The Hippocratic Oath requires that doctors “do no harm” in their practice of medicine…which requires reason, intelligence, compassion and I suppose even courage. To not have told the man would have been to do great harm, especially if the man chose to “believe” them to suit his purpose. It would also violate the doctor’s code of ethics…though neither of them were quite doctors…Guevara not as yet…and Grenada not at all.

At what cost? I suppose that would depend on the value one places on human life and on their own life.
Wouldn’t the doctors perspective and decisions have to first derive, be based on and from the patient’s outlook and hopes and desires…coming from the ethical code of “to do no harm”?

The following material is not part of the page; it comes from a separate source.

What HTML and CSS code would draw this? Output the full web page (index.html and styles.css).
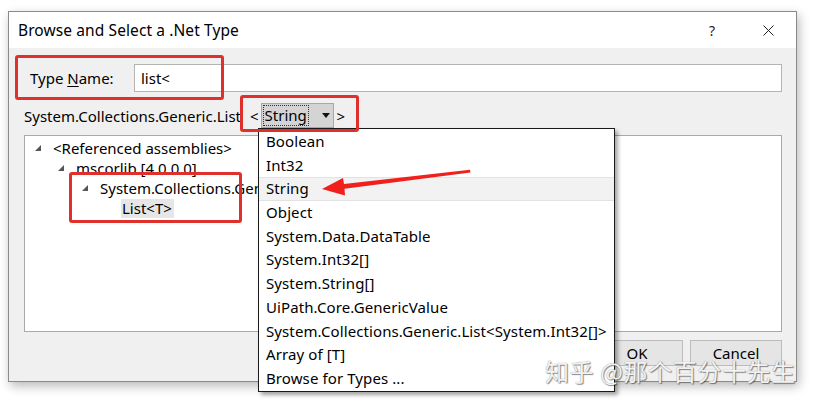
FILE: index.html
```html
<!DOCTYPE html>
<html>
<head>
<meta charset="utf-8">
<link rel="stylesheet" href="styles.css">
</head>
<body>
<div class="stage">
  <div class="dialog">
    <div class="titlebar">
      <span class="title">Browse and Select a .Net Type</span>
      <span class="help">?</span>
      <svg class="close" width="11" height="11" viewBox="0 0 11 11"><path d="M0.5 0.5 L10.5 10.5 M10.5 0.5 L0.5 10.5" stroke="#222" stroke-width="1"/></svg>
    </div>
    <div class="content">
      <div class="row-name">
        <span class="label">Type <u>N</u>ame:</span>
        <div class="input">list&lt;</div>
      </div>
      <div class="row-generic">
        <span class="gen-text">System.Collections.Generic.List</span>
        <span class="lt">&lt;</span>
        <div class="combo"><span class="focus">String</span><span class="caret"></span></div>
        <span class="gt">&gt;</span>
      </div>
      <div class="tree">
        <div class="node l1"><span class="tri"></span><span>&lt;Referenced assemblies&gt;</span></div>
        <div class="node l2"><span class="tri"></span><span>mscorlib [4.0.0.0]</span></div>
        <div class="node l3"><span class="tri"></span><span>System.Collections.Generic</span></div>
        <div class="node l4"><span class="sel">List&lt;T&gt;</span></div>
      </div>
      <div class="buttons">
        <div class="btn">OK</div>
        <div class="btn">Cancel</div>
      </div>
    </div>
  </div>

  <div class="dropdown">
    <div class="item">Boolean</div>
    <div class="item">Int32</div>
    <div class="item hover">String</div>
    <div class="item">Object</div>
    <div class="item">System.Data.DataTable</div>
    <div class="item">System.Int32[]</div>
    <div class="item">System.String[]</div>
    <div class="item">UiPath.Core.GenericValue</div>
    <div class="item">System.Collections.Generic.List&lt;System.Int32[]&gt;</div>
    <div class="item">Array of [T]</div>
    <div class="item">Browse for Types ...</div>
  </div>

  <svg class="red-arrow" width="815" height="406" viewBox="0 0 815 406">
    <polygon points="470,169.8 344,184 343,178 322,189 345,195.5 344.5,188.8 470.5,172.4" fill="#f0201c"/>
  </svg>

  <div class="mark mark-name"></div>
  <div class="mark mark-combo"></div>
  <div class="mark mark-tree"></div>

  <div class="watermark">知乎 @那个百分十先生</div>
</div>
</body>
</html>
```
FILE: styles.css
```css
* { box-sizing: border-box; }
html, body { margin: 0; padding: 0; background: #ffffff; }
body {
  font-family: "Noto Sans", "Open Sans", "Noto Sans CJK SC", sans-serif;
  font-size: 14px;
  color: #000;
  width: 815px;
  height: 406px;
  overflow: hidden;
}
.stage { position: relative; width: 815px; height: 406px; padding: 11px 0 0 8px; }

.dialog {
  width: 789px;
  height: 371px;
  border: 1px solid #8a8a8a;
  background: #f0f0f0;
  box-shadow: 2px 4px 10px rgba(0,0,0,0.28);
  display: flex;
  flex-direction: column;
}
.titlebar {
  height: 36px;
  background: #ffffff;
  display: flex;
  align-items: center;
  padding-left: 9px;
  flex: none;
}
.title { font-size: 15.5px; letter-spacing: 0.1px; flex: 1; }
.help { font-size: 14px; margin-right: 48px; color: #222; }
.close { margin-right: 22px; }

.content {
  flex: 1;
  padding: 16px 14px 0 15px;
  display: flex;
  flex-direction: column;
}
.row-name { display: flex; align-items: center; height: 28px; }
.label { width: 110px; padding-left: 6px; font-size: 15px; }
.label u { text-decoration: underline; text-underline-offset: 2px; }
.input {
  flex: 1;
  height: 28px;
  background: #fff;
  border: 1px solid #b4b4b4;
  padding-left: 6px;
  display: flex;
  align-items: center;
  font-size: 15px;
}

.row-generic {
  display: flex;
  align-items: center;
  height: 25px;
  margin-top: 11px;
  font-size: 15px;
}
.lt { margin-left: 9px; }
.combo {
  margin-left: 2px;
  width: 73px;
  height: 25px;
  background: #d4d4d4;
  border: 1px solid #a8a8a8;
  display: flex;
  align-items: center;
  padding-left: 1px;
}
.focus {
  outline: 1px dotted #333;
  outline-offset: -1px;
  padding: 0 2px 0 2px;
  line-height: 21px;
}
.caret {
  margin-left: 13px;
  width: 0; height: 0;
  border-left: 4px solid transparent;
  border-right: 4px solid transparent;
  border-top: 5px solid #111;
}
.gt { margin-left: 3px; }

.tree {
  margin-top: 7px;
  height: 197px;
  background: #fff;
  border: 1px solid #a9a9a9;
  padding-top: 2px;
  font-size: 15px;
}
.node { height: 20px; display: flex; align-items: center; white-space: nowrap; overflow: hidden; }
.l1 { padding-left: 10px; }
.l2 { padding-left: 33px; }
.l3 { padding-left: 57px; }
.l4 { padding-left: 96px; }
.tri {
  width: 18px;
  height: 20px;
  position: relative;
  flex: none;
}
.tri::before {
  content: "";
  position: absolute;
  left: 0;
  top: 7px;
  width: 0; height: 0;
  border-left: 6px solid transparent;
  border-bottom: 6px solid #555;
}
.sel { background: #e6e6e6; padding: 0 2px 0 1px; line-height: 19px; }

.buttons {
  margin-top: 8px;
  display: flex;
  justify-content: flex-end;
  gap: 7px;
}
.btn {
  width: 92px;
  height: 26px;
  background: #e5e5e5;
  border: 1px solid #bcbcbc;
  display: flex;
  align-items: center;
  justify-content: center;
  font-size: 15px;
}

.dropdown {
  position: absolute;
  left: 258px;
  top: 128px;
  width: 357px;
  height: 264px;
  background: #fff;
  border: 1px solid #1a1a1a;
  padding-top: 1px;
  box-shadow: 3px 3px 4px rgba(0,0,0,0.35);
  font-size: 15px;
}
.item { height: 23.7px; line-height: 23.7px; padding-left: 7px; white-space: nowrap; letter-spacing: 0.1px; }
.item.hover { background: #f2f2f2; box-shadow: inset 0 1px 0 #e2e2e2, inset 0 -1px 0 #e2e2e2; }

.red-arrow { position: absolute; left: 0; top: 0; }

.mark {
  position: absolute;
  border: 3px solid #e0302c;
  border-radius: 3px;
}
.mark-name { left: 15px; top: 55px; width: 209px; height: 45px; }
.mark-combo { left: 240px; top: 95px; width: 119px; height: 37px; }
.mark-tree { left: 69px; top: 172px; width: 173px; height: 51px; }

.watermark {
  position: absolute;
  left: 545px;
  top: 356px;
  font-family: "Noto Sans CJK SC", sans-serif;
  font-size: 24px;
  letter-spacing: 0.6px;
  line-height: 30px;
  color: rgba(255,255,255,0.92);
  text-shadow: 0 0 1px #777, 1px 1px 1px rgba(0,0,0,0.45);
  white-space: nowrap;
}
```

You guys realize that the scene is an allegory? The man represents the people, the tumor is political corruption and injustice. Che is determined that a cure must be quick and revolutionary.

A nice Catch on your part. Though this does not mean it is not also a real event and also one that allows us to mull over two positions.

And then what is the fun little motorcycle vacation an allegory for? Maybe it’s that one must just keep busy, and there is no difference how one goes about it; whether playing the role of some “savior” or joy riding around a continent?

Yes, that’s why I initially responded to it purely as a question of medical ethics.

I don’t think that the ethical dilemma is not very complex. The doctor has a responsibility to empower the patient so that the patient can decide how to act. Even if the outlook is hopeless, the patient can still make choices of a non-medical nature … perhaps settling financial affairs or family relationships.

The only cases where that might not apply is if there is no hope of treatment and no external factors. Maybe when doctor and patient are on a deserted island … the patient can’t do anything with the knowledge.
Or if doctor and patient are on the way up Everest, then the doctor might delay saying anything until they are on the way down.

Ahh, but there is a difference for you and those around you.

Existence is keeping busy. Life is choosing a path which is unique and meaningful for you.

When I watch movies, I pay attention to what else I am being asked to buy, besides what is obviously on the screen.
:wink:

 But that difference may be blurredsufficiently, so that the reality of the situation makes such distinctions look artificial and contrived, enough so, that  political correctness and medical ethics ,and patients right's and feeling may take on   a seemingly general formula for all ills.  It may in fact, develop into a metaphor, as Suzan Sontag would have it.

I think that Stuart has a tendency to slip into nihilism. That’s taking the long or the short view of things. In the long view, everyone dies so nothing that happens matters. In the short view, an event has no consequence. The medium view is aligned with a person’s lifetime. In that span of time, decisions have a significant impact.

All distinctions are in your mind and therefore only matter while you are alive and able to think.

I recognize medium views for myself, and I respect some of the medium views of others. All I know about those two people is from this thread and the front of shirts, but judging from that their medium views were no more refined that a dog running amok in an antique store.

To maintain the rich and powerful in their positions of wealth and power.

What are your ethics based on? Is it a principle, i.e. the application of rules derived from some philosophy or other, the product of the intellect, or is it concern for other individual human beings based on fellow feeling?

The principle is derived from observing fellow human beings. In this case, the principle is to empower individuals to act on their own behalf. This is preferable to having a person in authority making decisions for them.